Laurent S. Lamothe, regard froid du gladiateur, a délogé Me Thierry Mayard-Paul du ministère de l’Intérieur. Ronsard St-Cyr, cravate rose, est l’heureux bénéficiaire de la chute de l’aîné des frères Mayard-Paul, en froid avec Lamothe. Ce que Lamothe dément. « Ce sont des ragots. Nous cherchons à obtenir des résultats. Thierry est mon bon ami », déclare le Premier ministre au moment de serrer la main à quelques personnes, en marge d’une conférence de presse avec Moreno.
La mise à pied de Thierry Mayard-Paul n’a rien de personnel.
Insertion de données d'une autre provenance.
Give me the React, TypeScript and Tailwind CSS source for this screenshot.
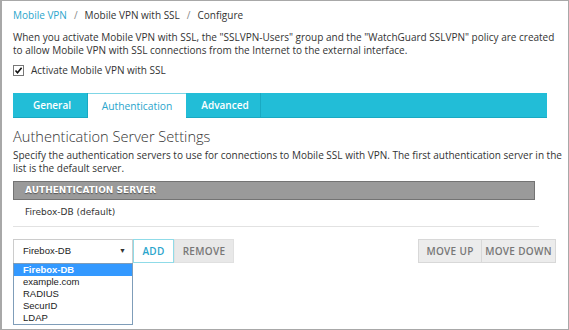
import { useState } from "react";

const servers = ["Firebox-DB", "example.com", "RADIUS", "SecurID", "LDAP"];

export default function App() {
  const [active] = useState("Authentication");
  const [checked, setChecked] = useState(true);

  return (
    <div className="w-[569px] h-[330px] overflow-hidden bg-white border border-[#a8a8a8] border-l-2 font-['Open_Sans',sans-serif] text-[#333]">
      <div className="pl-[11px] pr-3">
        {/* Breadcrumb */}
        <div className="flex items-center gap-[7px] pt-[6px] text-[10px] leading-[16px]">
          <span className="text-[#2aa5cc]">Mobile VPN</span>
          <span className="text-[#888]">/</span>
          <span>Mobile VPN with SSL</span>
          <span className="text-[#888]">/</span>
          <span>Configure</span>
        </div>

        <p className="mt-[8px] text-[10px] leading-[13px] w-[545px]">
          When you activate Mobile VPN with SSL, the "SSLVPN-Users" group and the "WatchGuard SSLVPN" policy are created to allow Mobile VPN with SSL connections from the Internet to the external interface.
        </p>

        <label
          className="flex items-center gap-[7px] mt-[7px] text-[10px] leading-[13px]"
          onClick={() => setChecked(!checked)}
        >
          <span className="w-[11px] h-[11px] border border-[#777] bg-white flex items-center justify-center">
            {checked && (
              <svg width="9" height="9" viewBox="0 0 9 9">
                <path d="M1.5 4.5 L3.5 6.8 L7.6 1.8" fill="none" stroke="#111" strokeWidth="1.6" />
              </svg>
            )}
          </span>
          Activate Mobile VPN with SSL
        </label>

        {/* Tabs */}
        <div className="mt-[16px] flex h-[25px] w-[534px] bg-[#22bdd7] border-b border-[#1aa9c2]">
          {["General", "Authentication", "Advanced"].map((t) =>
            t === active ? (
              <div
                key={t}
                className="w-[98px] h-[26px] bg-white border-t border-[#7fd6e6] flex items-center justify-center text-[10.3px] text-[#2aa5cc]"
              >
                {t}
              </div>
            ) : (
              <div
                key={t}
                className="w-[75px] pl-[4px] flex items-center justify-center text-[10px] font-semibold text-white border-r border-[#1aa9c2]"
              >
                {t}
              </div>
            )
          )}
        </div>

        <h2 className="mt-[8px] text-[14.6px] leading-[20px] font-light text-[#333]">
          Authentication Server Settings
        </h2>
        <p className="mt-[3px] text-[10px] leading-[13px] w-[552px]">
          Specify the authentication servers to use for connections to Mobile SSL with VPN. The first authentication server in the list is the default server.
        </p>

        {/* Table */}
        <div className="mt-[6px] w-[522px] h-[19px] bg-[#9a9a9a] border border-[#737373] flex items-center pl-[11px]">
          <span className="font-['DejaVu_Sans',sans-serif] font-bold text-[9px] text-white [text-shadow:0_1px_1px_#555]">
            AUTHENTICATION SERVER
          </span>
        </div>
        <div className="w-[526px] h-[27px] border-b border-[#e2e2e2] flex items-center pl-[12px] font-['DejaVu_Sans',sans-serif] text-[9px] text-[#333]">
          Firebox-DB (default)
        </div>

        {/* Controls */}
        <div className="mt-[12px] flex items-start w-[543px]">
          <div className="flex flex-col">
            <div className="w-[120px] h-[24px] border border-[#ccc] border-b-0 flex items-center justify-between pl-[9px] pr-[6px] font-['Liberation_Sans',sans-serif] text-[9.5px] text-[#222]">
              <span>Firebox-DB</span>
              <span className="text-[7px] text-[#333]">▼</span>
            </div>
            <div className="w-[120px] border border-[#7f9db9] font-['Liberation_Sans',sans-serif] text-[9.5px] leading-[12px] text-[#222]">
              {servers.map((s, i) => (
                <div
                  key={s}
                  className={i === 0 ? "bg-[#3399ff] text-white font-bold pl-[9px]" : "pl-[9px]"}
                >
                  {s}
                </div>
              ))}
            </div>
          </div>
          <button className="w-[41px] h-[24px] border border-[#8fdbe8] bg-white text-[10px] font-semibold text-[#2aa5cc] tracking-[0.3px]">
            ADD
          </button>
          <button className="w-[60px] h-[24px] bg-[#e8e8e8] border border-[#e0e0e0] text-[10px] font-semibold text-[#777] tracking-[0.3px]">
            REMOVE
          </button>
          <div className="ml-auto flex">
            <button className="w-[64px] h-[24px] bg-[#ececec] border border-[#d8d8d8] text-[10px] font-semibold text-[#777] tracking-[0.3px]">
              MOVE UP
            </button>
            <button className="w-[74px] h-[24px] bg-[#ececec] border border-[#d8d8d8] border-l-0 text-[10px] font-semibold text-[#777] tracking-[0.3px]">
              MOVE DOWN
            </button>
          </div>
        </div>
      </div>
    </div>
  );
}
Ni celle de Réginald Paul, titulaire de l’Education nationale, ni celle de Jean Ronald Toussaint, titulaire du portefeuille de l’Environnement. « C’est pour mieux dynamiser la performance de l’équipe gouvernementale », explique Laurent S. Lamothe. « Nous remercions et apprécions les ministres sortant qui ont fait de leur mieux pour servir le pays », indique le Premier ministre avec une élégance, loin d’atténuer l’ardeur du constat d’échec des sortants. « Malheureusement, ils n’ont pas eu de succès », poursuit Laurent S. Lamothe, la tête déjà aux Cayes où se tiendra dans vingt-quatre heures le prochain conseil de gouvernement.
Un goût amer
Si les tentatives de joindre Thierry Mayard-Paul et Réginald sont demeurées infructueuses, le ministre de l’Environnement sortant, Jean Ronald Toussaint, répond à son téléphone. « Jusqu’à présent, c’est par un Black Berry Messenger (BBM) que Me Salim Soukar, chef de cabinet du Premier ministre, m’a annoncé la nouvelle », confie Jean Ronald Toussaint, direct, en taxant cela « d’inélégance ». « J’ai essayé de servir mon pays, de servir le président Martelly du mieux que je pouvais », enchaîne Jean Ronald Toussaint, persuadé d’avoir payé le prix des mesures impopulaires pour évacuer des populations vivant dans des aires protégées, à morne L’Hôpital et au Parc La Visite. « Ma position consistait à diminuer le coût social et politique des opérations de ce genre pour le président et pour le gouvernement », explique-t-il.
Remaniement et opinions
« Ce n’est pas une surprise. C’est un dénouement assez rapide d’un conflit qui existait entre deux clans au sein du gouvernement. Apparemment, Laurent Lamothe semble être le vainqueur », constate Mirlande H. Manigat, secrétaire générale du RDNP, candidate malheureuse à la dernière présidentielle.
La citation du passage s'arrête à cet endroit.